Code that builds pages:
━━━━━━━━━━━━━━━━

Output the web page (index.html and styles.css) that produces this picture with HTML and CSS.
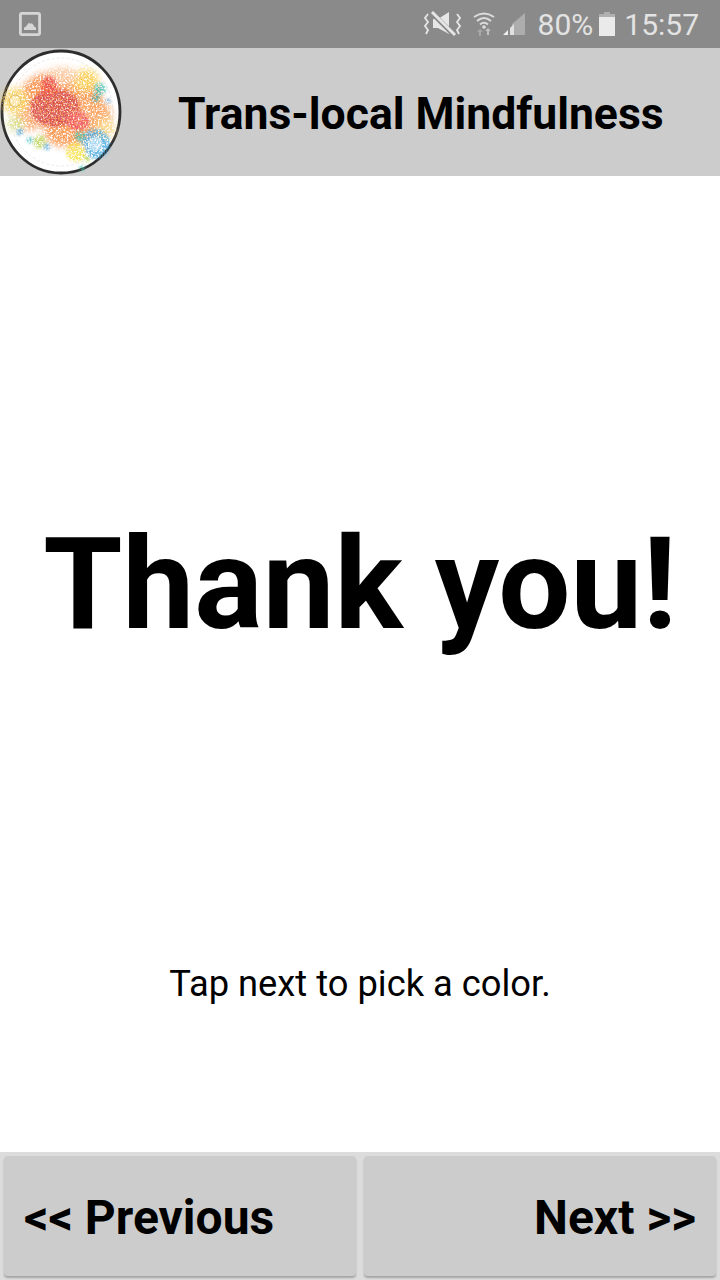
FILE: index.html
```html
<!DOCTYPE html>
<html lang="en">
<head>
<meta charset="utf-8">
<title>Trans-local Mindfulness</title>
<link rel="stylesheet" href="styles.css">
</head>
<body>
<div class="app">
  <div class="statusbar">
    <svg class="img-ico" width="22" height="24" viewBox="0 0 22 24"><rect x="1.400" y="1.400" width="19.200" height="21.200" rx="1.500" fill="none" stroke="#d6d6d6" stroke-width="2.800"/><path d="M5 18 V15.500 Q7 15 8.500 12.500 Q10 10 11.500 12 Q12.500 10.500 14 12.500 Q15 15 17 15.500 V18Z" fill="#d6d6d6"/></svg>
    <div class="status-right">
      <svg class="vib" width="37" height="26" viewBox="0 0 37 26"><g fill="none" stroke="#e6e6e6" stroke-width="1.800"><path d="M4 3 L1 7 L4 11 L1 15 L4 19 L2 23"/><path d="M33 3 L36 7 L33 11 L36 15 L33 19 L35 23"/></g><path d="M9 8 H14 L25 1 V23 L14 17 H9 Z" fill="#e6e6e6"/><path d="M7 1 L31 25" stroke="#8a8a8a" stroke-width="5"/><path d="M8 1 L31 24" stroke="#e6e6e6" stroke-width="3"/></svg>
      <svg class="wifi" width="22" height="24" viewBox="0 0 22 24"><g fill="none" stroke="#dcdcdc" stroke-width="2"><path d="M1 5 Q11 -2 21 5"/><path d="M4 9 Q11 3 18 9"/><path d="M7 12.500 Q11 9 15 12.500"/></g><circle cx="11" cy="15" r="1.800" fill="#dcdcdc"/><path d="M6 24 V20 H4 L7 17 L10 20 H8 V24Z" fill="#a8a8a8"/><path d="M14 23 V19 H12 L15 16 L18 19 H16 V23Z" fill="#c0c0c0"/></svg>
      <svg class="signal" width="24" height="24" viewBox="0 0 24 24"><path d="M23 1 V23 H10 V12Z" fill="#adadad"/><path d="M1 23 L6 18 V23Z" fill="#f0f0f0"/><path d="M8 16 L12 12 V23 H8Z" fill="#e0e0e0"/></svg>
      <span class="pct">80%</span>
      <svg class="batt" width="16" height="24" viewBox="0 0 16 24"><path d="M5 0 H11 V2 H16 V24 H0 V2 H5Z" fill="#eaeaea"/><path d="M5 0 H11 V2 H16 V5 H0 V2 H5Z" fill="#b0b0b0"/></svg>
      <span class="clock">15:57</span>
    </div>
  </div>
  <header class="titlebar">
    <svg class="logo" width="122" height="128" viewBox="0 0 122 128">
      <defs>
        <filter id="speckle" x="-10%" y="-10%" width="120%" height="120%">
          <feGaussianBlur in="SourceGraphic" stdDeviation="3.500" result="blur"/>
          <feTurbulence type="fractalNoise" baseFrequency="0.55" numOctaves="2" seed="4" result="noise"/>
          <feColorMatrix in="noise" type="matrix" values="0 0 0 0 0  0 0 0 0 0  0 0 0 0 0  0 0 0 4 -1.200" result="mask"/>
          <feComposite in="blur" in2="mask" operator="in"/>
        </filter>
        <filter id="speckle2" x="-20%" y="-20%" width="140%" height="140%">
          <feGaussianBlur in="SourceGraphic" stdDeviation="1.500" result="blur"/>
          <feTurbulence type="fractalNoise" baseFrequency="0.6" numOctaves="2" seed="9" result="noise"/>
          <feColorMatrix in="noise" type="matrix" values="0 0 0 0 0  0 0 0 0 0  0 0 0 0 0  0 0 0 4 -1.300" result="mask"/>
          <feComposite in="blur" in2="mask" operator="in"/>
        </filter>
      </defs>
      <ellipse cx="61" cy="64" rx="59" ry="61" fill="#fff" stroke="#2d2d2d" stroke-width="2.800"/>
      <ellipse cx="61" cy="64" rx="52" ry="54" fill="none" stroke="#e6e6e6" stroke-width="0.800" stroke-dasharray="3 2"/>
      <g filter="url(#speckle)">
        <ellipse cx="60" cy="52" rx="42" ry="30" fill="#f99a58"/>
        <ellipse cx="88" cy="68" rx="24" ry="20" fill="#fba868"/>
        <ellipse cx="66" cy="85" rx="22" ry="14" fill="#fb9f5c"/>
        <ellipse cx="30" cy="70" rx="14" ry="13" fill="#fcae78"/>
        <ellipse cx="85" cy="32" rx="14" ry="11" fill="#fbd25e"/>
        <ellipse cx="62" cy="28" rx="16" ry="9" fill="#fcc9a0"/>
        <circle cx="15" cy="53" r="13" fill="#fbd56a"/>
        <ellipse cx="16" cy="76" rx="9" ry="7" fill="#d9dd88"/>
        <ellipse cx="106" cy="80" rx="9" ry="10" fill="#fbd88c"/>
      </g>
      <g class="logo-dots" filter="url(#speckle2)">
        <ellipse cx="55" cy="60" rx="25" ry="19" fill="#cf3a4c"/>
        <ellipse cx="49" cy="38" rx="8" ry="10" fill="#e8343f"/>
        <ellipse cx="78" cy="73" rx="11" ry="10" fill="#ee4a66"/>
        <circle cx="95" cy="96" r="15" fill="#38a3de"/>
        <circle cx="76" cy="104" r="10" fill="#f5dc2c"/>
        <circle cx="100" cy="41" r="6" fill="#2cbcb4"/>
        <circle cx="96" cy="50" r="4" fill="#2ca8ac"/>
        <circle cx="40" cy="94" r="7" fill="#b6d04a"/>
        <circle cx="30" cy="92" r="3.200" fill="#36b8b8"/>
        <circle cx="47" cy="99" r="3.200" fill="#389fdc"/>
        <circle cx="20" cy="84" r="3.400" fill="#3a94d8"/>
        <circle cx="80" cy="88" r="5.500" fill="#34bcae"/>
        <circle cx="82" cy="120" r="3" fill="#4cc6aa"/>
        <circle cx="87" cy="111" r="3.500" fill="#b8d24e"/>
        <circle cx="108" cy="53" r="2.500" fill="#3a94d8"/>
      </g>
      <circle cx="95" cy="96" r="7" fill="#fff" fill-opacity=".45"/>
      <circle cx="15" cy="53" r="6" fill="none" stroke="#e0bc60" stroke-width="1"/>
      <circle cx="15" cy="53" r="5" fill="#fff" fill-opacity=".4"/>
    </svg>
    <h1 class="apptitle">Trans-local Mindfulness</h1>
  </header>
  <main class="content">
    <h2 class="thanks">Thank you!</h2>
    <p class="hint">Tap next to pick a color.</p>
  </main>
  <nav class="navbar">
    <button class="navbtn prev">&lt;&lt; Previous</button>
    <button class="navbtn next">Next &gt;&gt;</button>
  </nav>
</div>
</body>
</html>
```
FILE: styles.css
```css
* { box-sizing: border-box; }
html, body { margin: 0; padding: 0; }
body { background: #fff; font-family: Roboto, "Liberation Sans", sans-serif; color: #000; }
.app { width: 720px; height: 1280px; display: flex; flex-direction: column; overflow: hidden; }
.statusbar { height: 48px; background: #8a8a8a; display: flex; align-items: center; justify-content: space-between; padding: 0 21px 0 19px; flex: none; }
.status-right { display: flex; align-items: center; color: #e3e3e3; font-size: 30px; }
.vib { margin-right: 12px; }
.wifi { margin-right: 7px; }
.signal { margin-right: 12px; }
.pct { margin-right: 6px; }
.batt { margin-right: 9px; }
.titlebar { height: 128px; background: #ccc; display: flex; align-items: center; flex: none; }
.logo { flex: none; }
.logo-dots { opacity: .75; }
.apptitle { flex: 1; margin: 0; padding: 5px 0 0 56px; font-size: 44.500px; font-weight: 700; line-height: 1; white-space: nowrap; }
.content { flex: 1; display: flex; flex-direction: column; align-items: center; min-height: 0; }
.thanks { margin: 333px 0 0; font-size: 128px; font-weight: 700; line-height: 150px; white-space: nowrap; }
.hint { margin: 304px 0 0; font-size: 36.300px; line-height: 42px; }
.navbar { height: 128px; flex: none; background: #dcdcdc; display: flex; gap: 8px; padding: 4px; }
.navbtn { flex: 1; border: 0; border-radius: 4px; background: #ccc; box-shadow: 0 2px 2px rgba(0,0,0,.25); font-family: inherit; font-size: 48px; font-weight: 700; color: #000; padding: 2px 20px 0; }
.prev { text-align: left; }
.next { text-align: right; }
```
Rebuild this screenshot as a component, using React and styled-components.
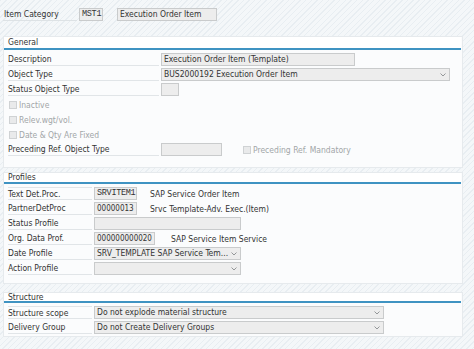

━━━━━━━━━━━━━━━━

**SET TASK:** Find each line in the records holding the string "styles" and show it.

**EXERCISE SOLUTION:**
Output the web page (index.html and styles.css) that produces this picture with HTML and CSS.
<link rel="stylesheet" href="styles.css">
FILE: styles.css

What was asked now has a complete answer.